Instead of owning property in a LLC, Canadians can set up a U.S. Limited Partnership (USLP) and take title directly.

A USLP is a flow-through structure recognized on both sides of the border, so it lets Canadians benefit from foreign tax credits and avoid double taxation. A USLP is composed of:

  • a general partner, which can be an LLC since it will only receive 0.5% of the income generated in the USLP, but will absorb 100% of any potential liability; and
  • one or more limited partners, who would receive 99.5% of the income, but provide liability protection.

Most states and provinces allow limited partners to be directors of the corporate general partner without losing liability protection.

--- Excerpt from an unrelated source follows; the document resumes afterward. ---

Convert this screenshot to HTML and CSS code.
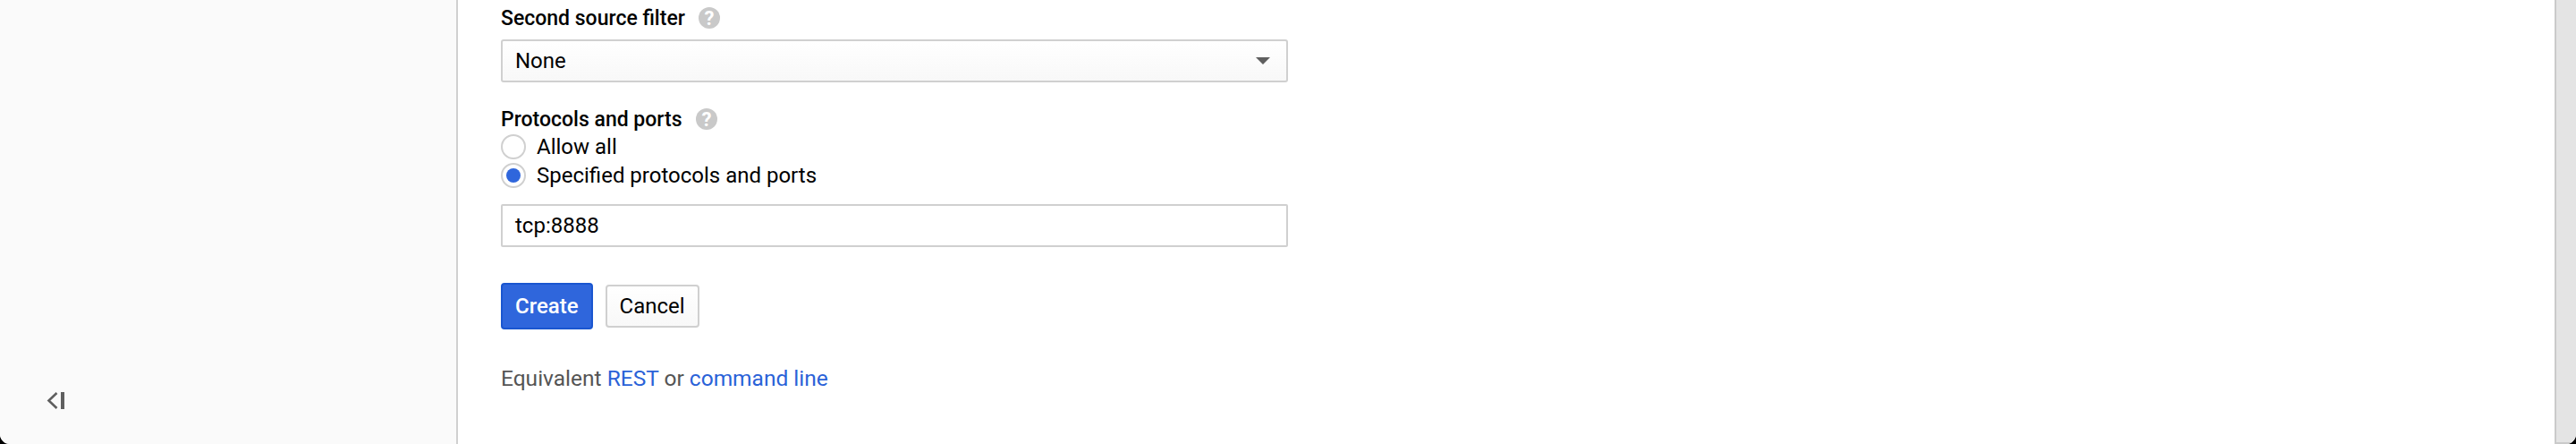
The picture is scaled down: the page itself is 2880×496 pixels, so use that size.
FILE: index.html
```html
<!DOCTYPE html>
<html lang="en">
<head>
<meta charset="utf-8">
<title>Create firewall rule</title>
<link rel="stylesheet" href="styles.css">
</head>
<body>
<div class="window">
  <aside class="sidebar">
    <button class="collapse" aria-label="Collapse">
      <svg width="24" height="24" viewBox="0 0 24 24"><path d="M13.5 3 L4.5 11.5 L13.5 20" fill="none" stroke="#5f5f5f" stroke-width="2.6"/><rect x="18" y="2" width="4" height="19" fill="#5f5f5f"/></svg>
    </button>
  </aside>
  <main class="content">
    <form class="form">
      <div class="label-row">
        <span class="label">Second source filter</span>
        <svg class="help" viewBox="0 0 24 24"><circle cx="12" cy="12" r="12" fill="#c9c9c9"/><text x="12" y="19.5" text-anchor="middle" class="help-q">?</text></svg>
      </div>
      <div class="select"><span>None</span><span class="arrow"></span></div>
      <div class="label-row second">
        <span class="label">Protocols and ports</span>
        <svg class="help" viewBox="0 0 24 24"><circle cx="12" cy="12" r="12" fill="#c9c9c9"/><text x="12" y="19.5" text-anchor="middle" class="help-q">?</text></svg>
      </div>
      <div class="radio-row"><span class="radio"></span><span>Allow all</span></div>
      <div class="radio-row"><span class="radio on"><span class="dot"></span></span><span>Specified protocols and ports</span></div>
      <div class="input">tcp:8888</div>
      <div class="buttons">
        <span class="btn primary">Create</span>
        <span class="btn">Cancel</span>
      </div>
      <p class="equiv">Equivalent <a>REST</a> or <a>command line</a></p>
    </form>
  </main>
  <div class="scrollbar"></div>
</div>
</body>
</html>
```

FILE: styles.css
```css
* { box-sizing: border-box; }
html, body { margin: 0; padding: 0; background: #000; }
body { width: 2880px; height: 496px; overflow: hidden; font-family: Roboto, "Liberation Sans", sans-serif; font-size: 24px; color: #000; }
.window { display: flex; width: 2880px; height: 496px; background: #fff; border-radius: 0 0 11px 11px; overflow: hidden; }
.sidebar { flex: 0 0 512px; background: #fafafa; border-right: 2px solid #d0d0d0; display: flex; flex-direction: column; justify-content: flex-end; padding: 0 0 36px 50px; }
.collapse { width: 24px; height: 24px; padding: 0; border: 0; background: none; display: block; }
.content { flex: 1; padding: 0 0 0 48px; }
.form { width: 880px; display: flex; flex-direction: column; align-items: stretch; }
.label-row { display: flex; align-items: center; height: 44px; padding-bottom: 4px; gap: 15px; }
.label-row.second { margin-top: 26px; height: 30px; padding: 0; }
.label { font-weight: 500; font-size: 23px; }
.help { width: 24px; height: 24px; }
.help-q { font: 700 22px Roboto, sans-serif; fill: #fff; }
.select { height: 48px; border: 2px solid #d0d0d0; border-radius: 3px; background: linear-gradient(#fff, #f8f8f8); display: flex; align-items: center; justify-content: space-between; padding: 0 18px 0 14px; }
.arrow { width: 0; height: 0; border-left: 8px solid transparent; border-right: 8px solid transparent; border-top: 8px solid #5f5f5f; }
.radio-row { display: flex; align-items: center; gap: 12px; height: 32px; }
.radio { width: 28px; height: 28px; border: 2px solid #d0d0d0; border-radius: 50%; background: #fff; display: flex; align-items: center; justify-content: center; }
.dot { width: 16px; height: 16px; border-radius: 50%; background: #2f66dc; }
.input { height: 48px; margin-top: 16px; border: 2px solid #d0d0d0; border-radius: 2px; display: flex; align-items: center; padding: 0 14px; }
.buttons { display: flex; align-items: center; gap: 14px; margin-top: 40px; }
.btn { height: 48px; display: flex; align-items: center; padding: 0 14px; border: 2px solid #d0d0d0; border-radius: 4px; background: linear-gradient(#fff, #f8f8f8); }
.btn.primary { height: 52px; font-weight: 500; color: #fff; background: #2f66dc; border-color: #1a56d0; }
.equiv { margin: 37px 0 0; line-height: 36px; font-size: 24.5px; color: #555; }
.equiv a { color: #2a62d8; }
.scrollbar { flex: 0 0 24px; background: #e4e4e4; border-left: 2px solid #cacaca; border-bottom: 2px solid #cacaca; }
```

Further, the only assets exposed to creditor claims are the ones owned by the USLP, leaving the investor’s personal assets out of reach. So the limited partners of the USLP benefit from creditor protection while receiving 99.5% of the income, and being taxed at lower rates.

Another advantage of the USLP: when partnership documents are drafted properly, investors can avoid costly and time-consuming incapacity and probate procedures. As an intangible asset, partnership interests should pass with the partner’s domestic estate in Canada, irrespective of where the partnership owns assets.

And for investors who own assets in the U.S. and have worldwide estate values over $5.25 million, U.S. estate tax exposure should also be considered.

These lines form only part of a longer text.